Print exactly what the entries say, line by line, from the first line down to the one with "flex-col justify-between border", inclusive.
-------- Data listing
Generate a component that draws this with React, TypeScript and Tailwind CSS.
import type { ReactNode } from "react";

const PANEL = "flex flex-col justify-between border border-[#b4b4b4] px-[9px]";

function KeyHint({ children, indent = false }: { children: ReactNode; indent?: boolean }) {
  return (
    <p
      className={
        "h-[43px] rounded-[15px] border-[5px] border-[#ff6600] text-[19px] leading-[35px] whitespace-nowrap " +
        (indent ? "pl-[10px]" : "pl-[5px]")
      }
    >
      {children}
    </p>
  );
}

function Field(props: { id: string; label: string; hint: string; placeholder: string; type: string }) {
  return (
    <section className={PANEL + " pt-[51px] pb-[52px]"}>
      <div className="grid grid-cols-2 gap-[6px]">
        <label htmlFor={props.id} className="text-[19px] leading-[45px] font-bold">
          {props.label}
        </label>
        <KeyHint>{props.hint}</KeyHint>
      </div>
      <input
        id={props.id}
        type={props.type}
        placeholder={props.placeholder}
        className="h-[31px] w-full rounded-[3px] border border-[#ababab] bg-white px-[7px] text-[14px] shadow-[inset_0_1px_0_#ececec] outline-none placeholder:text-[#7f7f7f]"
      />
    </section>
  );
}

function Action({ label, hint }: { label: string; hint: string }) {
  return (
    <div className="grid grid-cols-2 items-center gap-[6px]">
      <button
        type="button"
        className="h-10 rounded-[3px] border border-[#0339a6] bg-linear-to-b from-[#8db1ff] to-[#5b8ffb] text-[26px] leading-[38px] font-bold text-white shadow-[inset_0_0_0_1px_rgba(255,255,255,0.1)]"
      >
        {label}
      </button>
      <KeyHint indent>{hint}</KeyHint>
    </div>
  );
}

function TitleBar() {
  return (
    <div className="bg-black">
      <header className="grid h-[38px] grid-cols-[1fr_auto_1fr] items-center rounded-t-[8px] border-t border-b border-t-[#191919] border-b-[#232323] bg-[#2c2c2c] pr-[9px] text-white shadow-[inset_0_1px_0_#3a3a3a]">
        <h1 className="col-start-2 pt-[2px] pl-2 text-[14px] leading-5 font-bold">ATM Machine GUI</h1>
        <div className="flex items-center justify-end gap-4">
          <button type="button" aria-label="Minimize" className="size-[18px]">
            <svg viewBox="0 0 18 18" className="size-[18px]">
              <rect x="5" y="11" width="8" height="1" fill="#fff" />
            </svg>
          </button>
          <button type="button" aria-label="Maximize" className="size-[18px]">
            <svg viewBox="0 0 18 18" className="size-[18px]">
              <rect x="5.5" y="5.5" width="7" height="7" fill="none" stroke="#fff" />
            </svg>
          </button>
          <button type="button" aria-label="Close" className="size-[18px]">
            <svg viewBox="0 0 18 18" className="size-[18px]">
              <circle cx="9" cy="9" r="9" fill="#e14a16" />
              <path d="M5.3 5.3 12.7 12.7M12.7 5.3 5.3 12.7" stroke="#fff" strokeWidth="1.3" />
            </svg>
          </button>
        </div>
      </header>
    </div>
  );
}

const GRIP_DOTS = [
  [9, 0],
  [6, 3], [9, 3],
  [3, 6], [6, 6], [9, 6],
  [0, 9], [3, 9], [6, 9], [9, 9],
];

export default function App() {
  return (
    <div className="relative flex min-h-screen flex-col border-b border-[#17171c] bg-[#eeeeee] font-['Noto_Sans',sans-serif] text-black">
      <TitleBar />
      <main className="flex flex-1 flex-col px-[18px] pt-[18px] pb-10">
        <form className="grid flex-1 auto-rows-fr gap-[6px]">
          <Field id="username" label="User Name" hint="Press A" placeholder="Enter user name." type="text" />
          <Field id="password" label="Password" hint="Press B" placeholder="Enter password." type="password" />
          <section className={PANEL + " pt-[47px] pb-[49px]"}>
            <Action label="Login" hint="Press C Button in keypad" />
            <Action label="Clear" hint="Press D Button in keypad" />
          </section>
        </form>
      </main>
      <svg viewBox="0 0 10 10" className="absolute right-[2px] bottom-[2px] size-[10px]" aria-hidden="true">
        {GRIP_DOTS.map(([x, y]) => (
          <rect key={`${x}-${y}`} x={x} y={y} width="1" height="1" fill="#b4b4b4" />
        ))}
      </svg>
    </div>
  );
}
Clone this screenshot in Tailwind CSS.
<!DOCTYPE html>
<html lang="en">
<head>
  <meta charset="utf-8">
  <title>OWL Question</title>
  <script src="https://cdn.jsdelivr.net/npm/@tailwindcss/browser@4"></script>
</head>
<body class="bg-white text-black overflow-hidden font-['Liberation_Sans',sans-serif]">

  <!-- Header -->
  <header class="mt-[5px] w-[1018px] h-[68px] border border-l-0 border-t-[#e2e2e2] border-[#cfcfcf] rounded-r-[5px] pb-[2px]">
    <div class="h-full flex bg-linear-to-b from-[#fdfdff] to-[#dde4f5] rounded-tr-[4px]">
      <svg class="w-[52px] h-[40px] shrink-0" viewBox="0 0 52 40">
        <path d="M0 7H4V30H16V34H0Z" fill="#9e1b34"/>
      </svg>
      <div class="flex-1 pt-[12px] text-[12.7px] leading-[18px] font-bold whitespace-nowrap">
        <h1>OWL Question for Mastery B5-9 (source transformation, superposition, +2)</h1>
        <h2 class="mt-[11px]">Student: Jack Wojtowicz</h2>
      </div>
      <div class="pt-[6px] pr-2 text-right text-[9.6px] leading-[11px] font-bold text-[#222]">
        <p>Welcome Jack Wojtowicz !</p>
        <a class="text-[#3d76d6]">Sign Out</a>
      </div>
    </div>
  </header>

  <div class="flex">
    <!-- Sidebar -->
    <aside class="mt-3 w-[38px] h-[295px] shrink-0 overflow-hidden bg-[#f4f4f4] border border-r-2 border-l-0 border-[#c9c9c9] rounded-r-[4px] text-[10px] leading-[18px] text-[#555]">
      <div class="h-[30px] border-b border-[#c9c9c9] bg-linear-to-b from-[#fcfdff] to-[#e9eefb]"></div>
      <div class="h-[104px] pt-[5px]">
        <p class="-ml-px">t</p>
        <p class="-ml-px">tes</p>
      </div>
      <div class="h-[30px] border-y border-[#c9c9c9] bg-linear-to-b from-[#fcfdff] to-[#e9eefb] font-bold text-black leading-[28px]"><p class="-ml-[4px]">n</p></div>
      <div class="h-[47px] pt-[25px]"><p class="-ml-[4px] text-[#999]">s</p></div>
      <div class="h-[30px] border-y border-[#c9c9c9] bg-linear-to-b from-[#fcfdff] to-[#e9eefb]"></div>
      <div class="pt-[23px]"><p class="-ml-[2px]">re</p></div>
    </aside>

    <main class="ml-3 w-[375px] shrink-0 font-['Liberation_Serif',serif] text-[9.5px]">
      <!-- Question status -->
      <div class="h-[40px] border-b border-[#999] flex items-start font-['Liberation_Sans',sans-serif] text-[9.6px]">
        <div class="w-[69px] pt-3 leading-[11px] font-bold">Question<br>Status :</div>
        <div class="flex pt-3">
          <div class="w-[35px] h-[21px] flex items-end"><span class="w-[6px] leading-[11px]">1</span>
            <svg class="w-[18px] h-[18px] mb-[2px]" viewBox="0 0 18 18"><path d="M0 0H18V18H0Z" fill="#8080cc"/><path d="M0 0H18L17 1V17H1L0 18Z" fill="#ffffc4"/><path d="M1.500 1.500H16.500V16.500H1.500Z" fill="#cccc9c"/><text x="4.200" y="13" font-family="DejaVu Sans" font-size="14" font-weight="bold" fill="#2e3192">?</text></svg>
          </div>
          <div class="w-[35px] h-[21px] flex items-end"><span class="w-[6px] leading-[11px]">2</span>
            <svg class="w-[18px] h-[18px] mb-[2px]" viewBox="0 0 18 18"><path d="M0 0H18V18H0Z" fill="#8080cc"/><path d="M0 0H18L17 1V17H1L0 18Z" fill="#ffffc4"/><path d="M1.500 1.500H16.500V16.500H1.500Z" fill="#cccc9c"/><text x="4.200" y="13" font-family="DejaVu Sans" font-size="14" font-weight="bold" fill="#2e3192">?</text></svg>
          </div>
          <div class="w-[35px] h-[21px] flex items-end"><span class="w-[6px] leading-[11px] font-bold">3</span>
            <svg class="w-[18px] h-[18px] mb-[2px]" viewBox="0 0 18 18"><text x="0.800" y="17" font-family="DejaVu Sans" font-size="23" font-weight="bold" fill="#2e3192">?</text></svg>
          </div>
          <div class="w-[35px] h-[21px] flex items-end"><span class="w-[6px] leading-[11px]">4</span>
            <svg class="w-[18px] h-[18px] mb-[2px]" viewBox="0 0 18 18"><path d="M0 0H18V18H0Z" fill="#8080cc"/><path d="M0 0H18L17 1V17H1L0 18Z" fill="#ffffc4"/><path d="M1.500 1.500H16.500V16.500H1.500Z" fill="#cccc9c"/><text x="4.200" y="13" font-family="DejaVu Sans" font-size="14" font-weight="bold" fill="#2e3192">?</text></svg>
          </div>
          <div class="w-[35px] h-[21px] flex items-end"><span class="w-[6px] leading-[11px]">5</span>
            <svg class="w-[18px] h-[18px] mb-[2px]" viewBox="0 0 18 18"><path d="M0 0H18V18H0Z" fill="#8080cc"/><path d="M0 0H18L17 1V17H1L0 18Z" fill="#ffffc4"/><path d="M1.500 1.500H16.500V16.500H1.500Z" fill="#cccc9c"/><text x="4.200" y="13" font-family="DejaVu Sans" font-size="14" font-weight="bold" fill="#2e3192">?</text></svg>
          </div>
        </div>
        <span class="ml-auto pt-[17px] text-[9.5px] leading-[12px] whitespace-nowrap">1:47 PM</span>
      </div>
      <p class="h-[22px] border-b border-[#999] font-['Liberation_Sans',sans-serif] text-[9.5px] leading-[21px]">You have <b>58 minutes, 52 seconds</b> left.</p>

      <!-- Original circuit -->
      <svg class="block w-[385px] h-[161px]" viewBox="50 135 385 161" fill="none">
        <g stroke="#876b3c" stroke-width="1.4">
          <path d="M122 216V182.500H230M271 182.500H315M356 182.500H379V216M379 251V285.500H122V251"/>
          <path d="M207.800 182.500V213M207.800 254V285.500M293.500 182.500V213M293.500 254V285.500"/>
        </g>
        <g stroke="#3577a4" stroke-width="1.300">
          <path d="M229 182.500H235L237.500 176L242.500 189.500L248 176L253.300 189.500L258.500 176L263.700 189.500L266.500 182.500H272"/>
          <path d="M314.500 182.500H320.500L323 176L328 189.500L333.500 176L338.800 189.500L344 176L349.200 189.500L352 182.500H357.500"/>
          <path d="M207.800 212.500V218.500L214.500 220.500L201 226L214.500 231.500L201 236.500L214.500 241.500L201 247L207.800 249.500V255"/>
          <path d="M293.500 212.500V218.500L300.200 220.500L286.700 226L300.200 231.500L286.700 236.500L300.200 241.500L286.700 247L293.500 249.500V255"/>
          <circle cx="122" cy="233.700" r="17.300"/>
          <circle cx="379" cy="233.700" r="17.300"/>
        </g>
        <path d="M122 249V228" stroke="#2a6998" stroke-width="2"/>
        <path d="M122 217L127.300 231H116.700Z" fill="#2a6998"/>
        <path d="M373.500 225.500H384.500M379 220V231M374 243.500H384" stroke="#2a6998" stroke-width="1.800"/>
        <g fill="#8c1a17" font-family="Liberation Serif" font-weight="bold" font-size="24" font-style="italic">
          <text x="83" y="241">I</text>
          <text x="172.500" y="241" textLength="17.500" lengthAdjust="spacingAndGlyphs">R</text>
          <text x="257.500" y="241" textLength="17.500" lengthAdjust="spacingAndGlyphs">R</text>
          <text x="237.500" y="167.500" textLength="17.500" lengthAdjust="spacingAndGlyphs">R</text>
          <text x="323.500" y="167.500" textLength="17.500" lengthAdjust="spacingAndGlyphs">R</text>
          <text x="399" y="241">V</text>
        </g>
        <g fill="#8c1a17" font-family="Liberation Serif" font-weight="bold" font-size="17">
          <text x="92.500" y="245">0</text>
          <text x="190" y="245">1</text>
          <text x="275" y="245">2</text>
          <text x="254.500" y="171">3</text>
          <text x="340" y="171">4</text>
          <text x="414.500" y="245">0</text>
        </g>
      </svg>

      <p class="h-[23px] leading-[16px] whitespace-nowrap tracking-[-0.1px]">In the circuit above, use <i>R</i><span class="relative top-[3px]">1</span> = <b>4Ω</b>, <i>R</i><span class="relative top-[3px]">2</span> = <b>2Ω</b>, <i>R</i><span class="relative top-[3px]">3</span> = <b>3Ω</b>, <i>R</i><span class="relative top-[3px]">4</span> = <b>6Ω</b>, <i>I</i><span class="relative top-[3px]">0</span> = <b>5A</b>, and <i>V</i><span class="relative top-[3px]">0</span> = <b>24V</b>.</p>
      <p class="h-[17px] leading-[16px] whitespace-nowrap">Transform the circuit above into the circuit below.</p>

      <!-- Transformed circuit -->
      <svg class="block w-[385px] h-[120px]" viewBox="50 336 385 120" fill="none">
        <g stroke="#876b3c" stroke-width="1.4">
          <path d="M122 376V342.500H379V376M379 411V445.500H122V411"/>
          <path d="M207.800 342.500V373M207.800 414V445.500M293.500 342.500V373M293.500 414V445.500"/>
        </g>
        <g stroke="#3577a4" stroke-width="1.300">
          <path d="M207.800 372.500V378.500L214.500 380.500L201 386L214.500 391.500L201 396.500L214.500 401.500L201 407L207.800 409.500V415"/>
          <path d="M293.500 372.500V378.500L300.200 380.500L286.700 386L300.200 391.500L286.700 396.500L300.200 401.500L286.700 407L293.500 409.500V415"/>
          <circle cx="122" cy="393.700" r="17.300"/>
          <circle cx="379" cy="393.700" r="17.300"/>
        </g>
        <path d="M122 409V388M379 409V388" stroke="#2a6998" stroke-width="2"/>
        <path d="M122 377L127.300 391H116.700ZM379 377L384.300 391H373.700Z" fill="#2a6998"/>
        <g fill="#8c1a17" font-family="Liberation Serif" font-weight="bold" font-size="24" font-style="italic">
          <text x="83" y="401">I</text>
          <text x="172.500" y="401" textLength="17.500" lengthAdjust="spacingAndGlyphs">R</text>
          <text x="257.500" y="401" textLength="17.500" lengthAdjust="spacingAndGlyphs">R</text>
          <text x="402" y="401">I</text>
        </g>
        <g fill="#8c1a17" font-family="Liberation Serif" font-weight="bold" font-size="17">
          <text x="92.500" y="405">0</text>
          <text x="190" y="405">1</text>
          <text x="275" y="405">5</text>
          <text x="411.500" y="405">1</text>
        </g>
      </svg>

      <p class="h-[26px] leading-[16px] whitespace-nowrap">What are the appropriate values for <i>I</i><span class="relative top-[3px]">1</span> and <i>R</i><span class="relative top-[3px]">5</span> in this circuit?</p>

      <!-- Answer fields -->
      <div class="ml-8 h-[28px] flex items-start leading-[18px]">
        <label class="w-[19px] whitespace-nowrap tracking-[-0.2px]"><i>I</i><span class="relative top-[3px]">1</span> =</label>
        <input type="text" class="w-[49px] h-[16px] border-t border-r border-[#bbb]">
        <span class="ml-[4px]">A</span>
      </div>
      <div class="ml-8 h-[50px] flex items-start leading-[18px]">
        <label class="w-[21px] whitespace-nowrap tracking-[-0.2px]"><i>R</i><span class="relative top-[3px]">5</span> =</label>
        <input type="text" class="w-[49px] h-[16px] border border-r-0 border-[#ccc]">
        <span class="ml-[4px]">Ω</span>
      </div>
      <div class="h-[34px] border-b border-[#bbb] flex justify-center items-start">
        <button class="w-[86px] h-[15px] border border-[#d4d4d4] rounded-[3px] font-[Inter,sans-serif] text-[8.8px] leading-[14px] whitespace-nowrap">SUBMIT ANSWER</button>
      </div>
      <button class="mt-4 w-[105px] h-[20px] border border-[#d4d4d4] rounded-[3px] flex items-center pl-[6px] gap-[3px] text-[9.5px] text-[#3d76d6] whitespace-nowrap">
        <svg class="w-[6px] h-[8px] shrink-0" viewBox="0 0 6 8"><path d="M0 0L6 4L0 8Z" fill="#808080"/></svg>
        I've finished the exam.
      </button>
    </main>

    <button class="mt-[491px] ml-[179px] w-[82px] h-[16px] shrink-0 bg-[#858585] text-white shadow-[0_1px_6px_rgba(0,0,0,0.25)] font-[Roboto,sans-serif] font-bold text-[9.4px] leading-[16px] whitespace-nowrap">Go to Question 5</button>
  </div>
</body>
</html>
----------------
- Finished answer -
Generate a component that draws this with React, TypeScript and Tailwind CSS.
import type { ReactNode } from "react";

const PANEL = "flex flex-col justify-between border border-[#b4b4b4] px-[9px]";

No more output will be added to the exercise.